▶ **THE TASK**: For every line in the records that has the word "image", make a copy.

▶ **RECORD EXTRACTS**:

⁂

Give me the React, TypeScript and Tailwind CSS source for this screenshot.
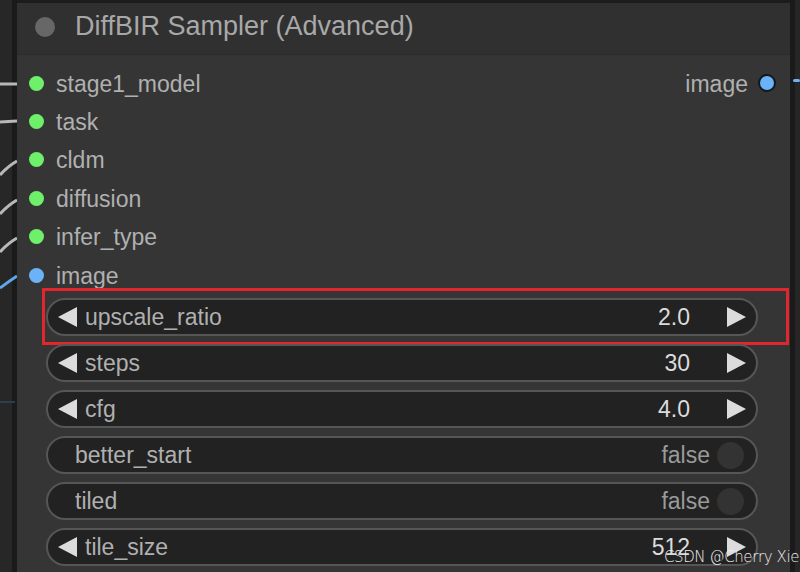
import React from "react";

const font = { fontFamily: '"Liberation Sans", Arial, sans-serif' };

function LeftArrow() {
  return (
    <svg width="19" height="20" viewBox="0 0 19 20" className="shrink-0">
      <polygon points="19,0 19,20 0,10" fill="#dcdcdc" />
    </svg>
  );
}
function RightArrow() {
  return (
    <svg width="19" height="20" viewBox="0 0 19 20" className="shrink-0">
      <polygon points="0,0 0,20 19,10" fill="#dcdcdc" />
    </svg>
  );
}

function NumberWidget({ label, value, highlight }: { label: string; value: string; highlight?: boolean }) {
  return (
    <div className="relative h-[38px] rounded-full border-2 border-[#565656] bg-[#222222] flex items-center pl-[10px] pr-[10px]">
      <LeftArrow />
      <span className="ml-[8px] text-[23px] text-[#b0b0b0] flex-1 leading-none">{label}</span>
      <span className="text-[23px] text-[#dcdcdc] leading-none">{value}</span>
      <span className="ml-[37px] flex items-center">
        <RightArrow />
      </span>
      {highlight && (
        <div className="absolute left-[-6px] top-[-12px] right-[-33px] bottom-[-11px] border-[3px] border-[#e3262e] pointer-events-none" />
      )}
    </div>
  );
}

function ToggleWidget({ label }: { label: string }) {
  return (
    <div className="h-[38px] rounded-full border-2 border-[#565656] bg-[#222222] flex items-center pl-[27px] pr-[12px]">
      <span className="text-[23px] text-[#b0b0b0] flex-1 leading-none">{label}</span>
      <span className="text-[23px] text-[#9a9a9a] leading-none">false</span>
      <span className="ml-[7px] w-[27px] h-[27px] rounded-full bg-[#333333]" />
    </div>
  );
}

function InputRow({ label, color, output }: { label: string; color: string; output?: boolean }) {
  return (
    <div className="h-[38.4px] flex items-center pl-[12px] pr-[14px]">
      <span className="w-[15px] h-[15px] rounded-full shrink-0 -mt-[2px]" style={{ backgroundColor: color }} />
      <span className="ml-[12px] text-[23px] text-[#b0b0b0] flex-1 leading-none">{label}</span>
      {output && (
        <>
          <span className="text-[23px] text-[#b0b0b0] leading-none">image</span>
          <span className="ml-[10px] w-[18px] h-[18px] -mt-[3px] rounded-full bg-[#6cb2f6] border-2 border-[#101820] shrink-0" />
        </>
      )}
    </div>
  );
}

export default function App() {
  return (
    <div className="w-[800px] h-[572px] bg-[#1c1c1c] relative overflow-hidden flex" style={font}>
      {/* left wires strip */}
      <div className="w-[17px] h-full relative shrink-0 bg-[#1a1a1a]">
        <svg width="17" height="572" className="absolute left-0 top-0">
          <rect x="0" y="0" width="12" height="572" fill="#272727" />
          <line x1="0" y1="84" x2="17" y2="84" stroke="#b8b8b8" strokeWidth="3" />
          <line x1="0" y1="122" x2="17" y2="121" stroke="#b8b8b8" strokeWidth="3" />
          <path d="M0 175 Q8 166 17 161" stroke="#b8b8b8" strokeWidth="3" fill="none" />
          <path d="M0 214 Q8 205 17 200" stroke="#b8b8b8" strokeWidth="3" fill="none" />
          <path d="M0 252 Q8 243 17 238" stroke="#b8b8b8" strokeWidth="3" fill="none" />
          <path d="M0 288 Q8 282 17 276" stroke="#5ea6ea" strokeWidth="3" fill="none" />
          <line x1="0" y1="402" x2="15" y2="402" stroke="#2e4a66" strokeWidth="1.5" />
        </svg>
      </div>

      {/* node */}
      <div className="mt-[3px] w-[773px] shrink-0 bg-[#353535] flex flex-col">
        <div className="h-[52px] bg-[#303030] border-b border-[#2b2b2b] flex items-center pl-[18px] pb-[4px]">
          <span className="w-[20px] h-[20px] rounded-full bg-[#676767]" />
          <span className="ml-[20px] text-[27px] text-[#a8a8a8] leading-none">DiffBIR Sampler (Advanced)</span>
        </div>
        <div className="pt-[10px] flex flex-col">
          <InputRow label="stage1_model" color="#6ef06a" output />
          <InputRow label="task" color="#6ef06a" />
          <InputRow label="cldm" color="#6ef06a" />
          <InputRow label="diffusion" color="#6ef06a" />
          <InputRow label="infer_type" color="#6ef06a" />
          <InputRow label="image" color="#6cb2f6" />
        </div>
        <div className="mt-[3px] ml-[29px] mr-[32px] flex flex-col gap-[8px]">
          <NumberWidget label="upscale_ratio" value="2.0" highlight />
          <NumberWidget label="steps" value="30" />
          <NumberWidget label="cfg" value="4.0" />
          <ToggleWidget label="better_start" />
          <ToggleWidget label="tiled" />
          <NumberWidget label="tile_size" value="512" />
        </div>
      </div>

      {/* right strip */}
      <div className="flex-1 h-full relative bg-[#1a1a1a]">
        <div className="absolute left-[5px] top-0 w-[5px] h-full bg-[#262626]" />
        <div className="absolute left-[3px] top-[79px] w-[7px] h-[3px] bg-[#6cb2f6] rounded-full" />
      </div>

      {/* watermark */}
      <div
        className="absolute left-[664px] top-[550px] text-[15px] text-[#ededed] tracking-[-0.4px] leading-none whitespace-nowrap"
        style={{ fontFamily: '"DejaVu Sans", sans-serif', fontWeight: 300 }}
      >
        CSDN @Cherry Xie
      </div>
    </div>
  );
}
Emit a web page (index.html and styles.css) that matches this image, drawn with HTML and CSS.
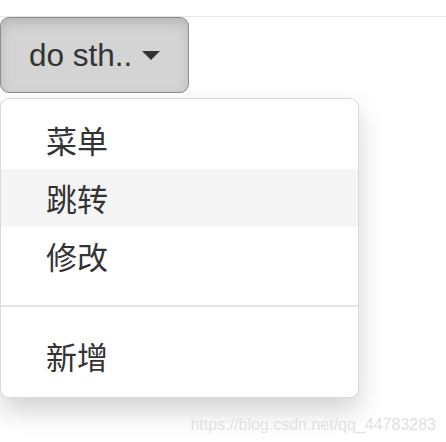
FILE: index.html
```html
<!DOCTYPE html>
<html lang="zh">
<head>
<meta charset="utf-8">
<link rel="stylesheet" href="styles.css">
</head>
<body>
<div class="topline"></div>
<div class="dropdown">
  <button class="btn">do sth.. <span class="caret"></span></button>
  <ul class="menu">
    <li class="item">菜单</li>
    <li class="item hover">跳转</li>
    <li class="item">修改</li>
    <li class="divider"></li>
    <li class="item">新增</li>
  </ul>
</div>
<div class="watermark">https://blog.csdn.net/qq_44783283</div>
</body>
</html>
```
FILE: styles.css
```css
html, body {
  margin: 0;
  padding: 0;
  background: #fff;
  width: 446px;
  height: 442px;
  overflow: hidden;
  position: relative;
  font-family: "Liberation Sans", Arial, "Noto Sans CJK SC", sans-serif;
  color: #333;
}
.topline {
  height: 16px;
  border-bottom: 1px solid #e6e6e6;
}
.dropdown {
  position: relative;
  display: inline-block;
}
.btn {
  display: flex;
  align-items: center;
  gap: 10px;
  box-sizing: border-box;
  width: 189px;
  height: 76px;
  margin: 0;
  padding: 0 0 0 28px;
  font-family: "Liberation Sans", Arial, sans-serif;
  font-size: 31.5px;
  line-height: 45px;
  color: #333;
  background: #d4d4d4;
  border: 1px solid #8c8c8c;
  border-radius: 9px;
  box-shadow: inset 0 6px 11px rgba(0,0,0,0.125);
}
.caret {
  width: 0;
  height: 0;
  border-top: 9px solid #333;
  border-left: 9px solid transparent;
  border-right: 9px solid transparent;
}
.menu {
  position: absolute;
  left: 0;
  top: 81px;
  width: 359px;
  box-sizing: border-box;
  margin: 0;
  padding: 12px 0;
  list-style: none;
  background: #fff;
  border: 1px solid rgba(0,0,0,0.15);
  border-radius: 9px;
  box-shadow: 0 13px 27px rgba(0,0,0,0.175);
}
.item {
  height: 58px;
  line-height: 58px;
  padding: 0 45px;
  font-family: "Noto Sans CJK SC", sans-serif;
  font-size: 31px;
  color: #333;
}
.item.hover {
  background: #f5f5f5;
}
.divider {
  height: 2px;
  margin: 20px 0;
  background: #e5e5e5;
}
.watermark {
  position: absolute;
  right: 10px;
  top: 416px;
  font-family: "Liberation Sans", Arial, sans-serif;
  font-size: 16px;
  color: rgba(220,220,220,0.9);
  text-shadow: 0 0 1px rgba(255,255,255,0.8);
}
```
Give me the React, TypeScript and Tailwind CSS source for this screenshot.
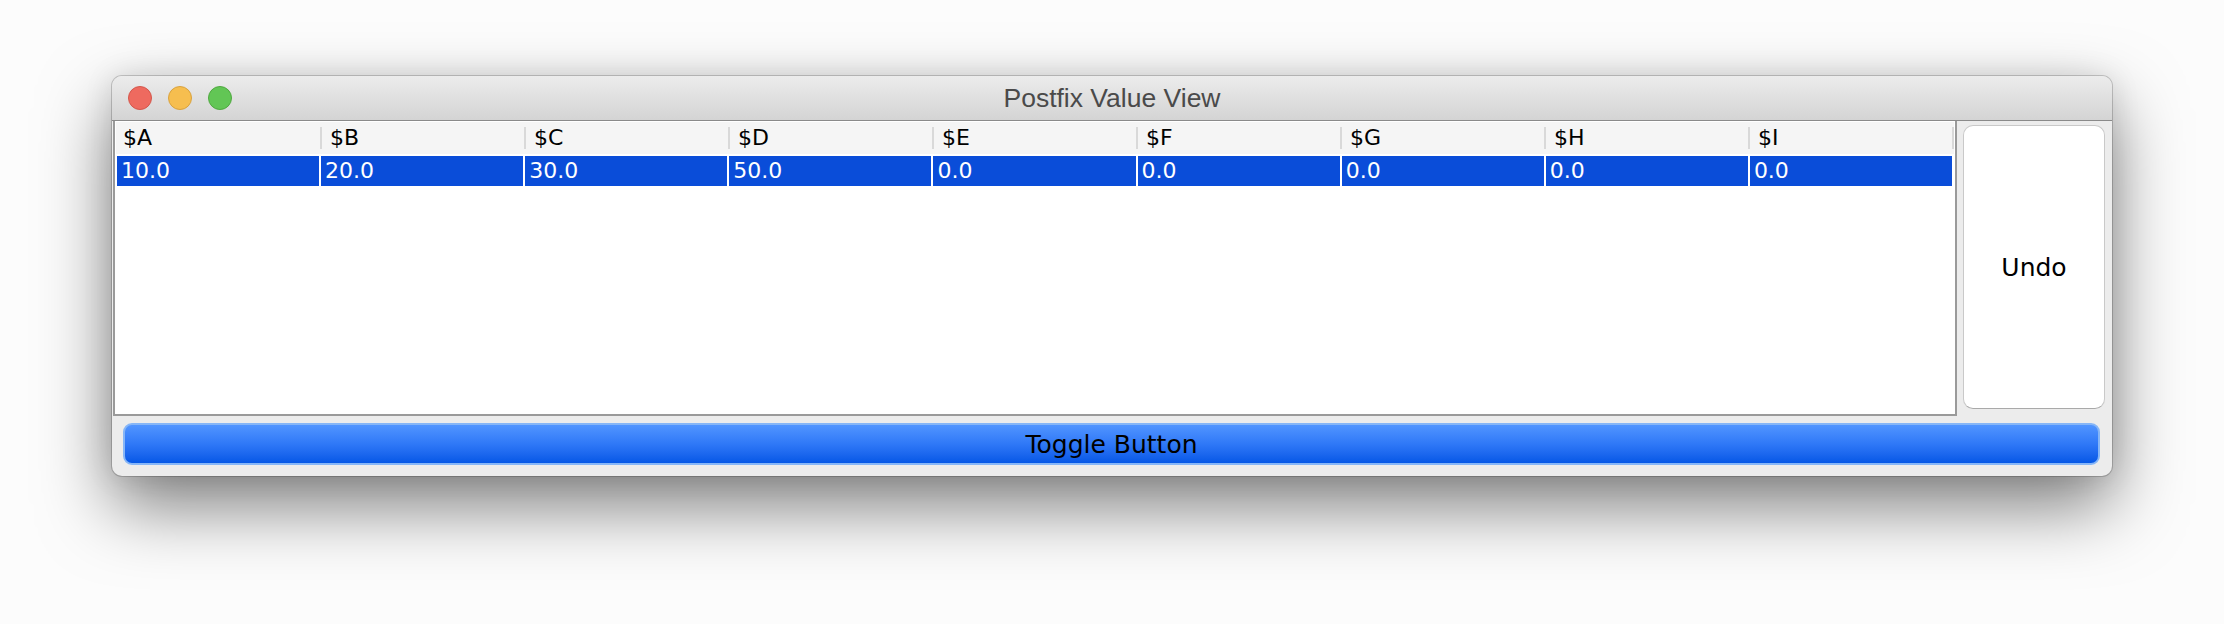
import React from "react";

const cols = ["$A", "$B", "$C", "$D", "$E", "$F", "$G", "$H", "$I"];
const vals = ["10.0", "20.0", "30.0", "50.0", "0.0", "0.0", "0.0", "0.0", "0.0"];

export default function App() {
  return (
    <div className="w-[2224px] h-[624px] bg-[#fcfcfc] pt-[76px] pl-[112px] overflow-hidden">
      <div
        className="w-[2000px] h-[400px] rounded-[10px] bg-[#ececec] flex flex-col overflow-hidden shadow-[0_0_0_1px_rgba(0,0,0,0.18),0_30px_70px_rgba(0,0,0,0.5),0_0_30px_rgba(0,0,0,0.1)]"
        style={{ fontFamily: '"DejaVu Sans", "Noto Sans", sans-serif' }}
      >
        {/* Title bar */}
        <div className="h-[45px] shrink-0 flex items-center bg-gradient-to-b from-[#ececec] to-[#d4d4d4] border-b border-[#8a8a8a]">
          <div className="w-[136px] flex items-center gap-[16px] pl-[16px]">
            <div className="w-[24px] h-[24px] rounded-full bg-[#ee6a5f] border border-[#d3574c]" />
            <div className="w-[24px] h-[24px] rounded-full bg-[#f6be4f] border border-[#d8a23f]" />
            <div className="w-[24px] h-[24px] rounded-full bg-[#62c655] border border-[#50a840]" />
          </div>
          <div
            className="flex-1 text-center text-[26.5px] text-[#4a4a4a] pr-[136px] leading-none"
            style={{ fontFamily: '"Liberation Sans", Arial, sans-serif' }}
          >
            Postfix Value View
          </div>
        </div>

        {/* Body */}
        <div className="flex h-[295px] shrink-0 items-start">
          <div className="ml-[1px] w-[1844px] h-[295px] bg-white border-l-2 border-r-2 border-b-2 border-[#9a9a9a] pt-[1px] px-[1px]">
            <div className="flex h-[32px] bg-[#f5f5f5]">
              {cols.map((c, i) => (
                <div key={c} className="flex-1 flex items-center">
                  {i > 0 && <div className="w-[2px] h-[22px] bg-[#d9d9d9]" />}
                  <span className={`text-[22px] text-black leading-none ${i === 0 ? "ml-[7px]" : "ml-[8px]"}`}>{c}</span>
                </div>
              ))}
              <div className="w-[2px] h-[22px] self-center bg-[#d9d9d9]" />
            </div>
            <div className="flex h-[30px] mt-[2px] gap-[2px] pl-[1px] pr-[2px]">
              {vals.map((v, i) => (
                <div key={i} className="flex-1 bg-[#0a4dd9] flex items-center pl-[4px]">
                  <span className="text-[22px] text-white leading-none">{v}</span>
                </div>
              ))}
            </div>
          </div>
          <div className="ml-[6px] mt-[4px] w-[142px] h-[284px] bg-white rounded-[10px] border border-[#c9c9c9] border-b-[#a9a9a9] flex items-center justify-center">
            <span className="text-[25px] text-black leading-none">Undo</span>
          </div>
        </div>

        <div className="mt-[7px] ml-[11px] w-[1977px] h-[42px] rounded-[9px] border-2 border-[#86b6f7] bg-gradient-to-b from-[#5195ff] via-[#2f78f7] to-[#0457e6] flex items-center justify-center">
          <span className="text-[25px] text-black leading-none">Toggle Button</span>
        </div>
      </div>
    </div>
  );
}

⁂

▶ **EXERCISE OUTPUT**:
          <span className="text-[23px] text-[#b0b0b0] leading-none">image</span>
          <InputRow label="image" color="#6cb2f6" />
Emit a web page (index.html and styles.css) that matches this image, drawn with HTML and CSS.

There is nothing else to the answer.